Coffee and Capitalism
An extract from an article first published in the Huffington Post in October 2013
Sustainability in coffee means different things to different people, but at its heart, it’s about a healthy succession of the industry — from farmers to consumers, and everyone in between. To this end, coffee and capitalism are seemingly at odds with one another.
High school economics tells us that the value of a consumer good is determined by supply and demand. So, how much farmers grow and how many people are willing (read: need) to drink it — in cafes, restaurants and offices around the world — ought to define the price. That, however, is not the way it works in the coffee world.
Coffee is an interesting agricultural product, in that unlike other crops its production has not been overtaken by large agri-businesses as it has proliferated around the world. Instead, coffee is grown mostly by independent farmers or by organized co-operatives and producer groups. As well, more than 80 per cent of the world’s coffee is exported from “developing” to “developed” countries, the result of which is an immense wealth disparity between those growing it and those consuming it. The sad truth of the matter is that a person drinking a cup of coffee is almost always better off than the person who grew the coffee.
Unfortunately, the nature of the typical capitalistic, profit-first commerce model is that most companies are happy to see the price of coffee as low as it can go, subsequently creating higher profit margins. On the supply side, however, that lower price means less money for the millions of coffee-farming families around the world, which has the capacity to create a host of issues in both the short, and long-term.
To understand the problems with the coffee trade requires a bit of insight into how it is bought and sold. Coffee is traded in futures contracts on exchanges in New York and London. As a roaster, if we want to roast coffee tomorrow, that means we likely bought it months ago. The purpose of buying this way is to hedge risk and lock in prices in advance, to ensure supply and avoid sharp spikes in price. Like buying stocks, there is a potential risk in buying futures at the wrong time, as predicting wrong can be the difference between a year of profit or loss. Yet this is the kind of risk most coffee buyers accept — it’s just the cost of doing business.
The issue with the futures market in this case is that the production and availability of coffee doesn’t have nearly enough control over the market. Buying a futures contract doesn’t mean you actually take possession of your purchases — it is akin to trading stocks, where no physical assets are exchanged. This allows for traders to manipulate prices, based on the sheer volume of futures contracts they can buy and sell, without regard for the actual cost of producing the coffee. They are trading paper and in doing so, are capable of creating grave instability in the coffee market.

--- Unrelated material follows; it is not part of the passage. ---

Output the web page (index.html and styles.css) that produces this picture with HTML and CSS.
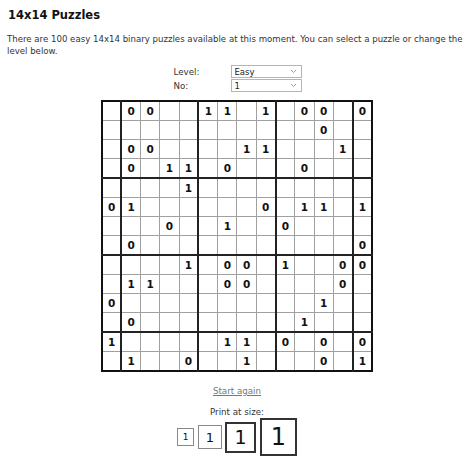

Currently, coffee prices sit just below $1.20/lb, which is below, or in some cases far below, the cost of production in most growing countries. The effect of this is potentially crippling to the industry. Without the ability to make any money, let alone turn a healthy profit, many farmers will be less likely to continue to grow coffee and will potentially start ripping out their trees to plant other crops that have value both at market and for subsistence purposes.
Looking beyond the current conditions, there is also a pressing threat to the traditions that go into coffee production. Like any of the world’s great trades, coffee culture needs to be passed down generationally. Without an opportunity to make a proper living, the coffee elders, teachers, experts will have no incentive to educate their children, nor will their children want to continue on. This, along with the lure of city life, higher education, and less labour-intensive jobs, has created one of coffee’s biggest issues of the near future — the mass exodus of the next generation of coffee-growing families from the farms to the cities. These issues only stand to be exacerbated by the crippling leaf rust epidemic which will affect Central and South American coffee production by up to 30 per cent this year.
If prices don’t increase, soon and by quite a bit, farmers will be far less likely to grow coffee. This will subsequently intensify the supply-demand crunch and likely cause real shortages in an already tight situation. The market will eventually be forced up, but at that point, it may be too late for coffee to come back.
The reality of the situation is that the coffee market can withstand the much higher prices required to stabilize the supply/demand equation over the long term. Many roasters don’t mind the idea of spreading the wealth more equitably, and see the promise of a brighter future if farmers are able to make more money. Considering the massive amount of coffee consumed around the world, it really wouldn’t take much of a price hike to affect some serious, positive change.
To illustrate the point, worldwide production in 2012 was approximately 19 billion poundsof coffee. Just an extra $.10 per pound over the course of the year could have meant an additional $1.9 billion dollars of revenue flowing directly to producers in the developing countries that make up the coffee lands. The potential difference that money could make to farmers is tremendous, especially when weighed against the relatively minimal cost to individual coffee drinkers.
The concept of sustainability is not just a feel-good marketing concept; it is both a moral and functional imperative. And so, to make the financial case for paying farmers more is simple: if we don’t do it now, there won’t be coffee to sell later. To make the humanitarian case for it is just as simple: coffee farmers deserve better.